Gagner en visibilité sur le net
Une innovation appelée à devenir la norme dans chaque organisation. Il y a quelques jours, la Fédération nationale de l’artisanat automobile (FNAA) a présenté sa future plateforme VO (voir ci-dessous). Partenaire de ce programme via VPN Autos, David Rairolle salue la démarche et explique que la FNAA souhaite de cette manière “proposer à ses adhérents de s’adresser à des spécialistes qui ont pignon sur rue plutôt qu’à d’autres revendeurs… Pour eux, c’est un moyen de gagner en visibilité et de sécuriser cette activité”. Son de cloche similaire du côté de Précisium qui proposera à ses adhérents d’ici la fin d’année un site de vente grand public consacré à cette activité. Responsable des réseaux de l’enseigne, Sandra Henric détaille la démarche : “Actuellement, on estime qu’environ 80 % de nos garages font du VO. Parmi eux, 80 % réalisent entre 40 et 50 ventes par an et 20 % en écoulent entre 50 et 100. Avec cette stratégie digitale, on souhaite les inciter à développer cette activité pour, dans un second temps, leur permettre de capter de l’entretien”. Affichée en surcouche du site propre à chacun, une page VO recensant toutes les secondes mains de chaque garage sera ainsi intégrée alors que l’ensemble des annonces seront parallèlement visibles sur une plateforme globale.
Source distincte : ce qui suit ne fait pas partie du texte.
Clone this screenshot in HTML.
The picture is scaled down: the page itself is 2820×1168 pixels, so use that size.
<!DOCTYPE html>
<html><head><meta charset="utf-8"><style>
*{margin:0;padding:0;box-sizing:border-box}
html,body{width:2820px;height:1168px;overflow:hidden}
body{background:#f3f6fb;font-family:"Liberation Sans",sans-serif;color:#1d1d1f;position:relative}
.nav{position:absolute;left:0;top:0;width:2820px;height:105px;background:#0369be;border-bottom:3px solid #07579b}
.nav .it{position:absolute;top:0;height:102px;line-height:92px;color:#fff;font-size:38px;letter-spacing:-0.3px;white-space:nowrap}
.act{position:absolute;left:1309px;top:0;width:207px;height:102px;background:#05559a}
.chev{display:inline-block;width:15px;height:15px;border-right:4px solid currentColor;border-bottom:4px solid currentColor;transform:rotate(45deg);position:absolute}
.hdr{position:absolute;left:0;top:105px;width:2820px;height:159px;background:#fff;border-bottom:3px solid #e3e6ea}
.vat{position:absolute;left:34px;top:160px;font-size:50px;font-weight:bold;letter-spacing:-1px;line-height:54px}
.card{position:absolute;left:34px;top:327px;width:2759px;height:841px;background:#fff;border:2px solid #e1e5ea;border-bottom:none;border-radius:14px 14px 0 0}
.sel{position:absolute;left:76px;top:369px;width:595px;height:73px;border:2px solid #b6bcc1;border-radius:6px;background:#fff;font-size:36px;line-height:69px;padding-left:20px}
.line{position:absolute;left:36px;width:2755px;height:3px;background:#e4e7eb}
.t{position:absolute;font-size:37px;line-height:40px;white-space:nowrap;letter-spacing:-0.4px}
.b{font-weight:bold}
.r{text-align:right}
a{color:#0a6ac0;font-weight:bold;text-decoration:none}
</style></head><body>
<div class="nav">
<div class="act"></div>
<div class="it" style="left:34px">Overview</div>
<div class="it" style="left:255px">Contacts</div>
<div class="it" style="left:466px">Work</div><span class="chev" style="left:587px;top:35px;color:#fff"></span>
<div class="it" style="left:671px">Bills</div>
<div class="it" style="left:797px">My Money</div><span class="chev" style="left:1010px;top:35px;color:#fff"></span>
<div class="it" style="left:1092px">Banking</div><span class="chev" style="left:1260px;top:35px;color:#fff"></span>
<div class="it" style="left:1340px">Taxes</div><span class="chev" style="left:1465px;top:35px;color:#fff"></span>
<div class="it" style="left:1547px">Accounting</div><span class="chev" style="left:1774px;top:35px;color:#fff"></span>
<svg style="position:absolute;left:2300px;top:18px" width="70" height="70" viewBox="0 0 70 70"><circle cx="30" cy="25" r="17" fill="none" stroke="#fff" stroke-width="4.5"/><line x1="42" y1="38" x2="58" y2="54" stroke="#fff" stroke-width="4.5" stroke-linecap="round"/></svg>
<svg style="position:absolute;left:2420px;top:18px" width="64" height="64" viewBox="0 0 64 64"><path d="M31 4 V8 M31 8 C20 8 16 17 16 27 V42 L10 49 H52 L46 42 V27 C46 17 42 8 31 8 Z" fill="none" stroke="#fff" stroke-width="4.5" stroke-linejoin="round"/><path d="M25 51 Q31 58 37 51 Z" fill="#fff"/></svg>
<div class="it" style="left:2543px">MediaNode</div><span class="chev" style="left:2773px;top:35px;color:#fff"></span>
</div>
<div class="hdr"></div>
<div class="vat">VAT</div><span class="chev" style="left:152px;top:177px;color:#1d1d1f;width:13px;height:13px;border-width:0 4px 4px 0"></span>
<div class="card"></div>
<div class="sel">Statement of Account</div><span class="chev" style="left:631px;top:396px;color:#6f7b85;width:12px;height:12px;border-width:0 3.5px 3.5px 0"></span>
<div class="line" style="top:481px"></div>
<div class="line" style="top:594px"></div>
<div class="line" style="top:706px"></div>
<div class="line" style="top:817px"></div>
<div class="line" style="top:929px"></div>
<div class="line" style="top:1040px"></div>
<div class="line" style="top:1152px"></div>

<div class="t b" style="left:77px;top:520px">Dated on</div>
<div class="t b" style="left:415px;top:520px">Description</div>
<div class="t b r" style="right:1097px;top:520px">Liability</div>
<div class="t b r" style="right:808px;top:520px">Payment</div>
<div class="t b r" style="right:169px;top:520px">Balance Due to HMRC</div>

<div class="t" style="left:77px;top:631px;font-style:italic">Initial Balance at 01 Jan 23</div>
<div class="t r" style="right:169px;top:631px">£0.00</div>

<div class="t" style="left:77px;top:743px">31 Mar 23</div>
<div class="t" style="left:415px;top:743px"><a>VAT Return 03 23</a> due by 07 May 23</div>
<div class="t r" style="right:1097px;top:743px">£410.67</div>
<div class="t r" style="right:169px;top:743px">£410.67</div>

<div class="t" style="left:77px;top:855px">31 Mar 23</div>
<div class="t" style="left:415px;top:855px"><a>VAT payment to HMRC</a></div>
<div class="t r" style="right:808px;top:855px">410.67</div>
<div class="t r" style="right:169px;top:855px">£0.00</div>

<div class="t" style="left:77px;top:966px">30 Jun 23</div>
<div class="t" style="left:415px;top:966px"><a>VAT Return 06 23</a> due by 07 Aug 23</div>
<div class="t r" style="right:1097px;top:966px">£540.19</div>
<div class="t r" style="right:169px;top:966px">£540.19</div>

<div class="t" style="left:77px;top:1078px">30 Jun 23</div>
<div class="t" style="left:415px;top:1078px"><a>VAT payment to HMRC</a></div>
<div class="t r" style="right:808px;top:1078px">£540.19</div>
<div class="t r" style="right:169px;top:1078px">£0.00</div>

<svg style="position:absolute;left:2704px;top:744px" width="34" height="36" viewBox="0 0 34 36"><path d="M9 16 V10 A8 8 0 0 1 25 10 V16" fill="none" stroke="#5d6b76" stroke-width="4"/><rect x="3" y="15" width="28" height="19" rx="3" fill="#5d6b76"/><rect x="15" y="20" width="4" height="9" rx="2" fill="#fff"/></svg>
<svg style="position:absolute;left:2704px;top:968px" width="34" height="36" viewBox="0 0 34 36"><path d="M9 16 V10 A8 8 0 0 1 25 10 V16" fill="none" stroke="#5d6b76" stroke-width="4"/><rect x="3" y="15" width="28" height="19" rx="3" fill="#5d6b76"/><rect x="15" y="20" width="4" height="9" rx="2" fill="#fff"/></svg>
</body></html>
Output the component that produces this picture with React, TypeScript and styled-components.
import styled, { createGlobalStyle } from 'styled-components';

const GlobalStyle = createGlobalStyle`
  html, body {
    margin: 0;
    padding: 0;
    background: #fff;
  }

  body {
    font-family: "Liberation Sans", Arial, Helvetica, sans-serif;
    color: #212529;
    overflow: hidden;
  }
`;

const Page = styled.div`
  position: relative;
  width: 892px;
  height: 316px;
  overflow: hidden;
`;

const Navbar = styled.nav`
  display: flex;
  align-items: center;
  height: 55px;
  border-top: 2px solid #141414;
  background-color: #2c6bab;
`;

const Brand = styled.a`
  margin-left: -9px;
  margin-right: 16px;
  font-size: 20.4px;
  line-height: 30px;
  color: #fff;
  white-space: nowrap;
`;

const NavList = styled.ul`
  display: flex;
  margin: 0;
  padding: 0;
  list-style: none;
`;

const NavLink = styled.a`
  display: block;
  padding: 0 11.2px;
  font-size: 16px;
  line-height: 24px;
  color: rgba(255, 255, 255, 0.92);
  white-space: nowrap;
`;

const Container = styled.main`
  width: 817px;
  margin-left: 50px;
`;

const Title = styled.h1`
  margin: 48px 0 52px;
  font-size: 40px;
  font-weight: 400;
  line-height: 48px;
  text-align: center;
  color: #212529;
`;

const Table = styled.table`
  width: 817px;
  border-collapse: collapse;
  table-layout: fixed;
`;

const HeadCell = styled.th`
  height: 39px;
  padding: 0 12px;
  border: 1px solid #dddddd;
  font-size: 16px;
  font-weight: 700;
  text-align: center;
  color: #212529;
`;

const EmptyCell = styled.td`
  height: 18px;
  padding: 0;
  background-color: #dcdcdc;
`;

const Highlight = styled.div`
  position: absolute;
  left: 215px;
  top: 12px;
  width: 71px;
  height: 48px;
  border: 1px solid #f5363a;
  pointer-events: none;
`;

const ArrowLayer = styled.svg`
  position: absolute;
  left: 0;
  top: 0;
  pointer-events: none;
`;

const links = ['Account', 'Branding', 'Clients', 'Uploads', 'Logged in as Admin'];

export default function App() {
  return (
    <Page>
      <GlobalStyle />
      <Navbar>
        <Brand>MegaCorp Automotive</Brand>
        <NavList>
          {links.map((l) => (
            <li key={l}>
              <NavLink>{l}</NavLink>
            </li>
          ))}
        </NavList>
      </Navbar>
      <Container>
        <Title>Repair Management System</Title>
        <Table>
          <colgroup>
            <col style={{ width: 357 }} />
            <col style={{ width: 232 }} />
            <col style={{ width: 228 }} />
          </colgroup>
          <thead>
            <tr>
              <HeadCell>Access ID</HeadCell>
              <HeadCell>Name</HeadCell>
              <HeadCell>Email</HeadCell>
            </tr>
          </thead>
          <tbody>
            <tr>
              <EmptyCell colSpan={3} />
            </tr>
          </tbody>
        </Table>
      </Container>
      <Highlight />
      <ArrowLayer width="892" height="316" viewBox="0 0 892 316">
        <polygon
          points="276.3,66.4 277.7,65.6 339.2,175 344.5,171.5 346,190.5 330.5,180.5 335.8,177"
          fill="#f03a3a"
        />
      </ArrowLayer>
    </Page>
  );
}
Grâce à l’appui d’un partenaire, “cette offre globale permettra de contrer les problèmes de sourcing, de financement, d’aide à la reprise ou encore de garantie” précise Sandra Henric. Une manière pour Précisium comme pour les autres de professionnaliser à moindres coûts et sans contrainte une activité amenée à poursuivre sa croissance. Encore loin de leur permettre de devenir riches comme Crésus, le véhicule d’occasion constitue en revanche un honnête complément d’activité pour des réparateurs encore souffreteux après plusieurs années moroses.